El monte, la selva, los cerros y las montañas, los campos, la noche y todo cuanto rodea sus comunidades están pobladas de seres sobrenaturales, alucinantes, que viven en un reino diferente al de los humanos pero con capacidad de interactuar con ellos. Todo este mundo de creencias resultan a nuestros escépticos oídos como cuentos de escasa credibilidad, reflejo de nuestra evolución cultural. Sin embargo, para un mayero articulan un mundo tan real y vívido como fidedignas son las historias que pueden oírse al respecto. Este convencimiento dirige su comportamiento, sus actividades y actuaciones al tiempo que sus relaciones sociales. La realidad que viven es totalmente diferente a la nuestra.
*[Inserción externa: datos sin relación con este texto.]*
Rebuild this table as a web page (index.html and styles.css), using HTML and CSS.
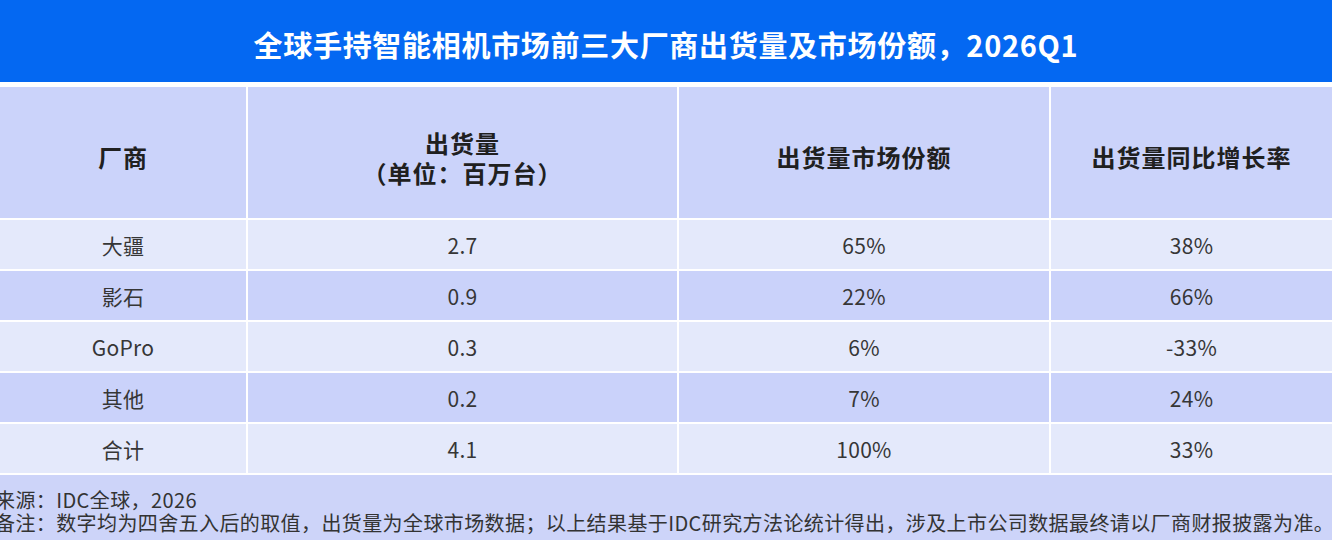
FILE: index.html
```html
<!DOCTYPE html>
<html lang="zh-CN">
<head>
<meta charset="utf-8">
<title>全球手持智能相机市场前三大厂商出货量及市场份额，2026Q1</title>
<link rel="stylesheet" href="styles.css">
</head>
<body>
<div class="page">
  <header class="title-bar">
    <h1 class="title">全球手持智能相机市场前三大厂商出货量及市场份额，2026Q1</h1>
  </header>
  <div class="table">
    <div class="cell head">厂商</div>
    <div class="cell head two-line"><span>出货量</span><span>（单位：百万台）</span></div>
    <div class="cell head">出货量市场份额</div>
    <div class="cell head">出货量同比增长率</div>

    <div class="cell light">大疆</div>
    <div class="cell light">2.7</div>
    <div class="cell light">65%</div>
    <div class="cell light">38%</div>

    <div class="cell dark">影石</div>
    <div class="cell dark">0.9</div>
    <div class="cell dark">22%</div>
    <div class="cell dark">66%</div>

    <div class="cell light">GoPro</div>
    <div class="cell light">0.3</div>
    <div class="cell light">6%</div>
    <div class="cell light">-33%</div>

    <div class="cell dark">其他</div>
    <div class="cell dark">0.2</div>
    <div class="cell dark">7%</div>
    <div class="cell dark">24%</div>

    <div class="cell light">合计</div>
    <div class="cell light">4.1</div>
    <div class="cell light">100%</div>
    <div class="cell light">33%</div>
  </div>
  <footer class="notes">
    <p class="note">来源：IDC全球，2026</p>
    <p class="note">备注：数字均为四舍五入后的取值，出货量为全球市场数据；以上结果基于IDC研究方法论统计得出，涉及上市公司数据最终请以厂商财报披露为准。</p>
  </footer>
</div>
</body>
</html>
```
FILE: styles.css
```css
* {
  box-sizing: border-box;
}

html, body {
  margin: 0;
  padding: 0;
  background: #ffffff;
}

body {
  width: 1332px;
  height: 540px;
  overflow: hidden;
  font-family: "Noto Sans CJK SC", "Noto Sans", sans-serif;
}

.page {
  display: flex;
  flex-direction: column;
  height: 540px;
}

.title-bar {
  height: 82px;
  background: #0468f2;
  display: flex;
  align-items: center;
  justify-content: center;
  padding-top: 5px;
  margin-bottom: 5px;
}

.title {
  margin: 0;
  color: #ffffff;
  font-size: 29px;
  font-weight: 700;
  letter-spacing: 0.7px;
}

.table {
  display: grid;
  grid-template-columns: 246px 429px 370px 1fr;
  grid-template-rows: 131px;
  grid-auto-rows: 49px;
  gap: 2px;
  background: #ffffff;
  padding-bottom: 2px;
}

.cell {
  display: flex;
  align-items: center;
  justify-content: center;
  color: #363636;
  font-size: 21px;
  font-weight: 400;
  letter-spacing: 0.3px;
}

.head {
  background: #cbd3fa;
  color: #202020;
  font-size: 24px;
  font-weight: 700;
  letter-spacing: 1px;
  padding-top: 8px;
}

.two-line {
  flex-direction: column;
  line-height: 30px;
  padding-top: 10px;
}

.light {
  background: #e4e9fb;
}

.dark {
  background: #cad2fa;
}

.notes {
  flex: 1;
  background: #cdd4f9;
  padding-top: 13px;
  margin-left: -5px;
}

.note {
  margin: 0;
  color: #333333;
  font-size: 20px;
  line-height: 23px;
  letter-spacing: 0.4px;
  white-space: nowrap;
}
```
Las diferencias que se perciben en otras culturas son resultado de diferentes formas de entender la realidad que, como consecuencia, derivan en pautas culturales adaptativas diversas. La forma cíclica de entender el tiempo frente a la linealidad occidental de los pueblos amerindios acarrea un distinto uso de la narrativa, la historia, el cómputo del tiempo (calendarios) y un modelo filosófico totalmente opuesto al que en occidente estamos acostumbrados a manejar. Intentar ponernos en su posición, asistiendo al devenir secuencial del tiempo o ver a la lophophora williamsii como un dios-venado en vez de cómo un cacto, es, a mi juicio, imposible. Lo más que podemos hacer es respetar que existen otras categorizaciones de la realidad convirtiendo ese todo objetivo del que tan seguros estamos en un fracturado conjunto de piezas que no terminan de encajar en el sistema cientifista que proponemos. Nuestra lábil realidad absoluta se desvanece, evaporándose en la ausencia de universalidad.
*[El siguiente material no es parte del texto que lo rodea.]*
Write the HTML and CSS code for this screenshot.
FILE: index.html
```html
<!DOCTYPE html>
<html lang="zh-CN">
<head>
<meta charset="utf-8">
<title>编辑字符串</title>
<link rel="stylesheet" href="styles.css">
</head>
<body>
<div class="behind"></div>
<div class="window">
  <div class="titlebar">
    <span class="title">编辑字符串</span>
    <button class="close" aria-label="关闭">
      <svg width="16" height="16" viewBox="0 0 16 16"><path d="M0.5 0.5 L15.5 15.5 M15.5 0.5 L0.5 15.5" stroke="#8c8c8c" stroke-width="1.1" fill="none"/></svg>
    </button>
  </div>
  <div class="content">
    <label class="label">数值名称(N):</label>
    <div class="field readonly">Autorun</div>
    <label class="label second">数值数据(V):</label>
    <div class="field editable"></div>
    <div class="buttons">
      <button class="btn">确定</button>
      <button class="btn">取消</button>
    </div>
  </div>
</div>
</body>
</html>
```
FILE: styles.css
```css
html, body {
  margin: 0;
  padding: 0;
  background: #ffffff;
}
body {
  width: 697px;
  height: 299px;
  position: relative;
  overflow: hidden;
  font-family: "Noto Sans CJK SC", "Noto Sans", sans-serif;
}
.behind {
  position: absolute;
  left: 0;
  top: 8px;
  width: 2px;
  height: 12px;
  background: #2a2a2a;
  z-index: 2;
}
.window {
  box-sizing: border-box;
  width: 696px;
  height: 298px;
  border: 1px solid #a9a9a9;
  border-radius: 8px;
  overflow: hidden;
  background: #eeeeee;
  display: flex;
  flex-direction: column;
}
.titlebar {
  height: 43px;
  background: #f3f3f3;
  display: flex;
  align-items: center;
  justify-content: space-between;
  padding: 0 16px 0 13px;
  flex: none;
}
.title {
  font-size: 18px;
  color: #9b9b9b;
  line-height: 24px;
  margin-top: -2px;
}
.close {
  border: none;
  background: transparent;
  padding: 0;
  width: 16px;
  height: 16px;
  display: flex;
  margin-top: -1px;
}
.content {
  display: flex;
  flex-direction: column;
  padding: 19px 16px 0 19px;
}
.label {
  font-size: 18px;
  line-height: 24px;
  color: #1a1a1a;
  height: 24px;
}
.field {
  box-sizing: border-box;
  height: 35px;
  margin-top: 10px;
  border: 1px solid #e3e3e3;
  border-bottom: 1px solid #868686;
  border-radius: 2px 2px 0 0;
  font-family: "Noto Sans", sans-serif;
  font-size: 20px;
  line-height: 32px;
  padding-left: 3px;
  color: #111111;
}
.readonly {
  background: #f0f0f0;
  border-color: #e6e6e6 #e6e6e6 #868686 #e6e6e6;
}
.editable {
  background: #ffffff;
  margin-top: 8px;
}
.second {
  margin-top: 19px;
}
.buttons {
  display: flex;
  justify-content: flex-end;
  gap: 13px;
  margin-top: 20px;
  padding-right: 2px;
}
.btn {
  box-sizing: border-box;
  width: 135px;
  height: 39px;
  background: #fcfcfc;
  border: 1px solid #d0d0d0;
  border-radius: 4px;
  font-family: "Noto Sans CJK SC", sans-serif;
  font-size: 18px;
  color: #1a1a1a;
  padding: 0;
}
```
Las palabras y los dioses se conjugan para dar forma al mundo. El entorno se revela como una pantalla donde proyectar nuestra conciencia. La religión y la lengua comparten una sutil y abstracta función de la que ni siquiera somos conscientes. El mundo externo cae doblegado ante el poder que el verbo y lo místico extienden en nuestra mente dando lugar a una variedad de realidades que somos incapaces de asimilar. Hacer el intento, al menos, garantiza la continuidad de esa ciencia del comportamiento que hemos nominado como antropología.
Artículo original de la antigua revista Alejandría Revolucionaria
[1] Para una crítica a estas teorías de adquisición del lenguaje véase Goodman, N., The epistemological argument o Putnam, H., The innates hipótesis and explanatory models in linguistics.
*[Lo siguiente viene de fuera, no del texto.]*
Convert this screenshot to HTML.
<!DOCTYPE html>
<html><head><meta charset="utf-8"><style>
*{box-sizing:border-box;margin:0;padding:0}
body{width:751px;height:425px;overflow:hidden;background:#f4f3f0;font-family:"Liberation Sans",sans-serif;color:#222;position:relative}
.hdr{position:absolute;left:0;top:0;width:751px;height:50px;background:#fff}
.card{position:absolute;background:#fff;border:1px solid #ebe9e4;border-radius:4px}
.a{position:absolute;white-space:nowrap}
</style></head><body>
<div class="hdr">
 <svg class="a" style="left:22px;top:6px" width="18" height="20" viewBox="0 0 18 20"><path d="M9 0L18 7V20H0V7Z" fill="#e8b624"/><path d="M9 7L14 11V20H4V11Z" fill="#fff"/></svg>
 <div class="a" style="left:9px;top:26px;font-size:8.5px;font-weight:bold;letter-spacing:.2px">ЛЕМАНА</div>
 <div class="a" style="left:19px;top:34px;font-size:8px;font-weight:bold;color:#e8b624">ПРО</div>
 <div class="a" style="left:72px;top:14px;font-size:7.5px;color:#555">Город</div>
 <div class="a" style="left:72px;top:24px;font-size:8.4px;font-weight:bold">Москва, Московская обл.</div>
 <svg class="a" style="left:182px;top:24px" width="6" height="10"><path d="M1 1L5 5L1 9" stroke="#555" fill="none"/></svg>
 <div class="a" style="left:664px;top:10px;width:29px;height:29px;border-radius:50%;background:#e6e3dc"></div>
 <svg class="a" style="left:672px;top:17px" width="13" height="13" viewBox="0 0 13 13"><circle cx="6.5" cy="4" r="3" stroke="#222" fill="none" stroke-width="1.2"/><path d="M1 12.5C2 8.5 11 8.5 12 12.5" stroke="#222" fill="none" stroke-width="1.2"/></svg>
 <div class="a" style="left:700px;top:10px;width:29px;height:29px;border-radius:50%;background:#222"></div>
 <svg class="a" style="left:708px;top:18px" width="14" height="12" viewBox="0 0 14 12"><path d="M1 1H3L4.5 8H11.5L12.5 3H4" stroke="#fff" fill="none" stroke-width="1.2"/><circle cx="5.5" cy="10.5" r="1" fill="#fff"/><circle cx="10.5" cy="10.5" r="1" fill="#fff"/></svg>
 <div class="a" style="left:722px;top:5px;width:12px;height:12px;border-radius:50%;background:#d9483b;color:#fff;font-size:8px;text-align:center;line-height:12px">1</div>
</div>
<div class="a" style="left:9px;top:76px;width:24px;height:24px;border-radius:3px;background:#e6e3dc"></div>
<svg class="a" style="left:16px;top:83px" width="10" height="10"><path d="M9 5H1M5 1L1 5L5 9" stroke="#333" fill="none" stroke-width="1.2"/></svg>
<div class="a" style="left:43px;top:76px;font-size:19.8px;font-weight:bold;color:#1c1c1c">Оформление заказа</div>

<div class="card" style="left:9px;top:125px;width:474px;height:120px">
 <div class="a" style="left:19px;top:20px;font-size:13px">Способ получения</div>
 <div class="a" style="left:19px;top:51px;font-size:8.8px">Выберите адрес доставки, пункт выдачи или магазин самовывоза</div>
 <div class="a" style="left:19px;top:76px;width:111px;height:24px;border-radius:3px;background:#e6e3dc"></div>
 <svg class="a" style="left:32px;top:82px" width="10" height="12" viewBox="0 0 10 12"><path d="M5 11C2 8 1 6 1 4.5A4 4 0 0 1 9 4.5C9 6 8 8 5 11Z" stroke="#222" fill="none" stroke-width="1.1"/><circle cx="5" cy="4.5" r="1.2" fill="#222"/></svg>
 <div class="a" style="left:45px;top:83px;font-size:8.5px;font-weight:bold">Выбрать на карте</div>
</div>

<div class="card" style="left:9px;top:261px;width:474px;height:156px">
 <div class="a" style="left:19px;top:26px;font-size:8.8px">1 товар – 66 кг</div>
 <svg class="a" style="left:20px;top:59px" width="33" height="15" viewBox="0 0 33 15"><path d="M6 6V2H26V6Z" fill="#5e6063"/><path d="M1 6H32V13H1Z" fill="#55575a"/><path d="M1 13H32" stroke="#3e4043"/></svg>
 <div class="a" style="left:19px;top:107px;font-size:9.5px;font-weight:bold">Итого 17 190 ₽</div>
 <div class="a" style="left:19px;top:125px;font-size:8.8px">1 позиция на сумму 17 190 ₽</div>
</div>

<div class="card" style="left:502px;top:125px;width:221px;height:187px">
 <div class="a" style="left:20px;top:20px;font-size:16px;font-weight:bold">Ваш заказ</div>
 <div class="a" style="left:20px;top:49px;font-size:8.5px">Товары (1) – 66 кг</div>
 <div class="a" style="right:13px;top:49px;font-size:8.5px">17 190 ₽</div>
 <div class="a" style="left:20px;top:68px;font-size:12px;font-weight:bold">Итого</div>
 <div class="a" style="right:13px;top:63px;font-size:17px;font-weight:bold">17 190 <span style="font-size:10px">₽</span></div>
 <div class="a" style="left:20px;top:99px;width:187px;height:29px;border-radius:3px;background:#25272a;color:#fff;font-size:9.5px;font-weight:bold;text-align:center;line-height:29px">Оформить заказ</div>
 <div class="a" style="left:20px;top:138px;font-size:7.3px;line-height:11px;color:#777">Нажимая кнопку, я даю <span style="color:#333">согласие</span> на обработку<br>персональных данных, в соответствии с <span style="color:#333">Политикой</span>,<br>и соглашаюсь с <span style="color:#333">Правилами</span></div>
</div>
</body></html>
[2] Para un mayor detalle en la descripción etnográfica y estudio antropológico de estos grupos se pueden consultar los siguientes autores: en lo que se refiere a los dogon, Geneviève Calame-Griaule y su Etnología y lenguaje. La palabra del pueblo Dogon (1982) o Marcel Griaule con su libro Dios de agua (1987) ofrecen una perspectiva completa de esta cultura de Malí. Para los guaraníes La experiencia religiosa guaraní de Bartomeu Meliá (1991) o La literatura de los guaraníes de León Cadogan (1965) suponen ilustrativos acercamientos. Por su parte, Gary Gossen nos ofrece en Los chamulas en el mundo del sol (1979) una aproximación al pensamiento chamula y sus formas de habla que sistematizan el mundo y la religión.
[3] Para un desarrollo más completo de estos conceptos de la mentalidad andina, Thérèse Bouysse-Cassagne y Olivia Harris ofrecen un estudio con mayor profundidad en Pacha: en torno al pensamiento aymara (1988) contenido en Raíces de América. El mundo aymara de X. Albó. Para los grupos de habla maya, el apéndice de Alfonso Villa Rojas a Tiempo y realidad en el pensamiento maya (1968) de M. León-Portilla, titulado Los conceptos de espacio y tiempo entre los grupos mayances contemporáneos, puede resultar aclarativo.
[4] Una sugerente e interesante reflexión acerca de la “religión” y la palabra ha sido realizada por Manuel Gutiérrez Estévez en su ensayo Palabras mayores. Dando significado al mundo (1999).